Bahram Sadeghi (1936-83), yet another modernist writer, is praised for both his several collection of short stories, some tinged with surrealistic humor, and his short novel Malakut (Heavenly Kingdom, 1961). Influenced by psychoanalytical theories both directly and through the influence of Hedayat, Malakut remains strikingly original. Sadeghi's characters, many of them failed government employees and frustrated intellectuals, are consumed by anxiety and terror, and at times even undergo Kafkaesque transmutations and mutilations. In Malakut, for example, the two protagonists -- the two sides of a coin -- confront each other like two scorpions engaged in a slow, measured dance of death (Abedini 1987-98, I, pp. 254-59; Sepanlu, 1992, pp. 115-17; San'ati).

In the second half of the period, Persian writers as a professional class, drew attention to their shared rights and responsibilities and formed in 1968 the Kanun-e Nevisondagan-e Iran (The Association of Iranian Writers), which took the lead in dealing with the problems of censorship and promoting the professional interests of the writers (Karimi-Hakkak, 1985). Meanwhile the number of writers proliferated. The palpable sense of loss and failure of the earlier years of the period, gave way to a positive drive to find the underlying causes of their present state and possible ways of its amelioration. Women novelists produced literary works of acclaimed quality. And the novel over took the short story as the most popular genre of creative fiction.

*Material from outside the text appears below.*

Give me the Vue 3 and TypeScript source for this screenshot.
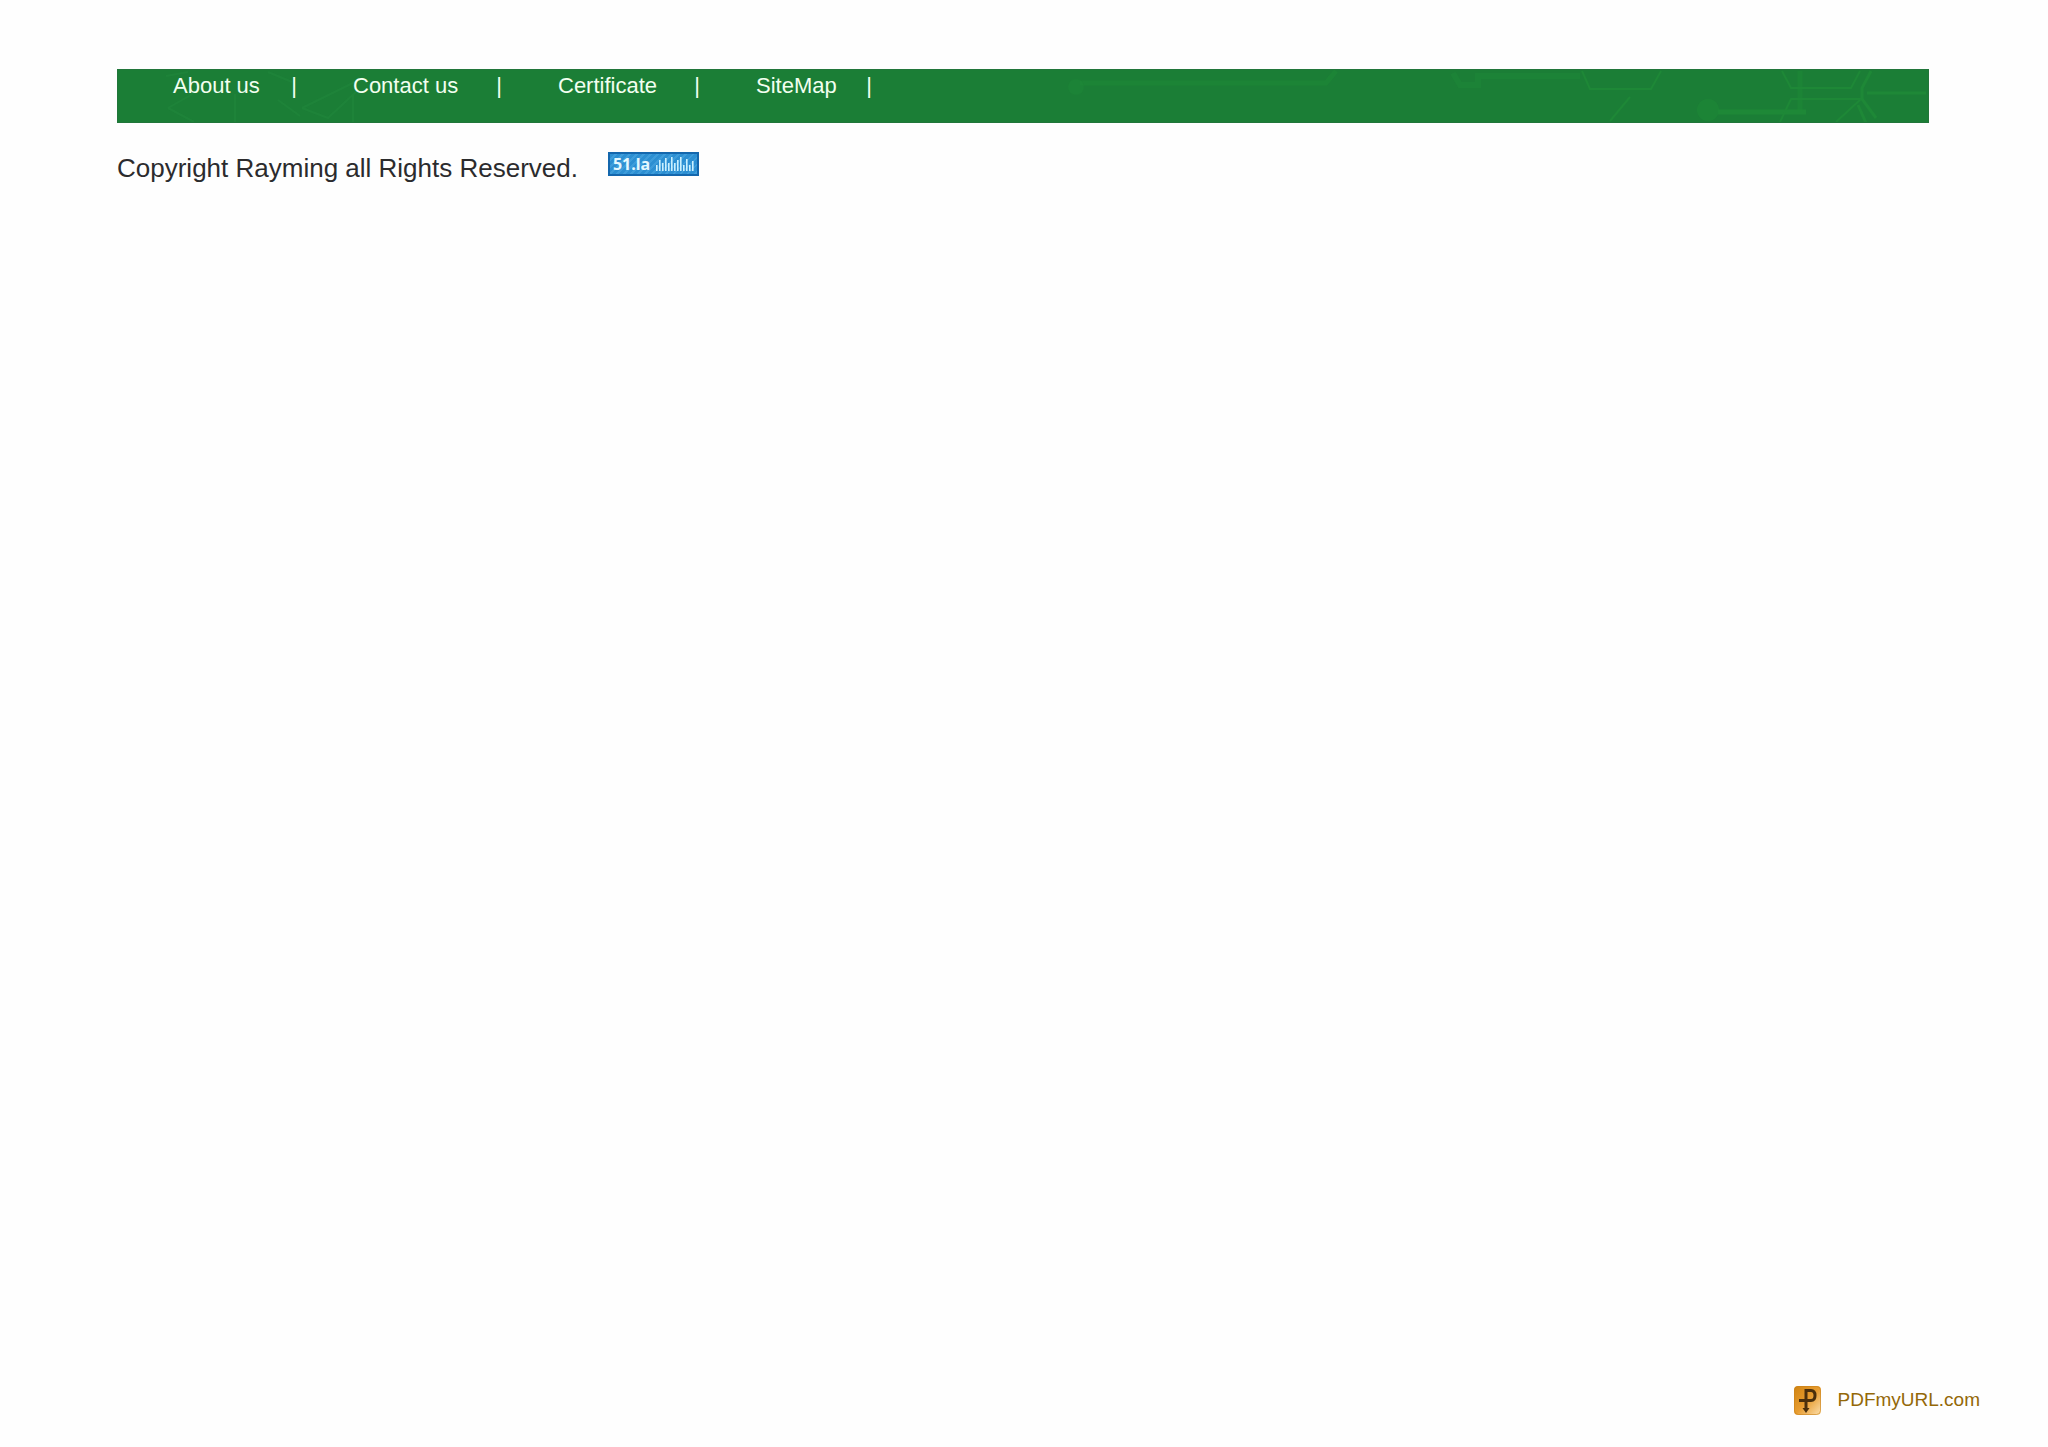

Contemporary history appeared as a major theme in the works of the second generation of historical novelists who, unlike those of the previous generation. searched the immediate past to highlight a plagued present. In Simin Daneshvar's (b. 1921) Savushun (1969, tr. M. Ghanoonparvar as Savushun: A Novel About Modern Iran, Washington, D.C., 1990: tr. R. Zand as A Persian Requiem, New York, 1991) the history of a family and that of Persia during the Second World War are woven together. The heroic stand taken by a southern family against British colonial intrigues ends in the murder of the husband, with the wife determined to carry on the struggle (Milani, 1992, p. 11). The first volume of Daneshvar's second socio-historical novel, Jazire-ye Sar gardani (The Island of Bewilderment), appeared in 1992, but failed to match the success of its predecessor.

The Mosaddegh era, the aftermath of the 1953 coup, and the Persia-Iraq War are the subject of Ahmad Mahmud's (b. 1931) historical trilogy; Hamsayeha (Neighbors, 1974), Dastan-e yak Shahr (The Tale of a City, 1991), and Zamin-e Sukhteh (Scorched Earth, 1982). Mostafa Rahimi (b. 1925) also portrays contemporaneous historical episodes in his Bayad Zendagi Kard (Life Must Go On, 1977).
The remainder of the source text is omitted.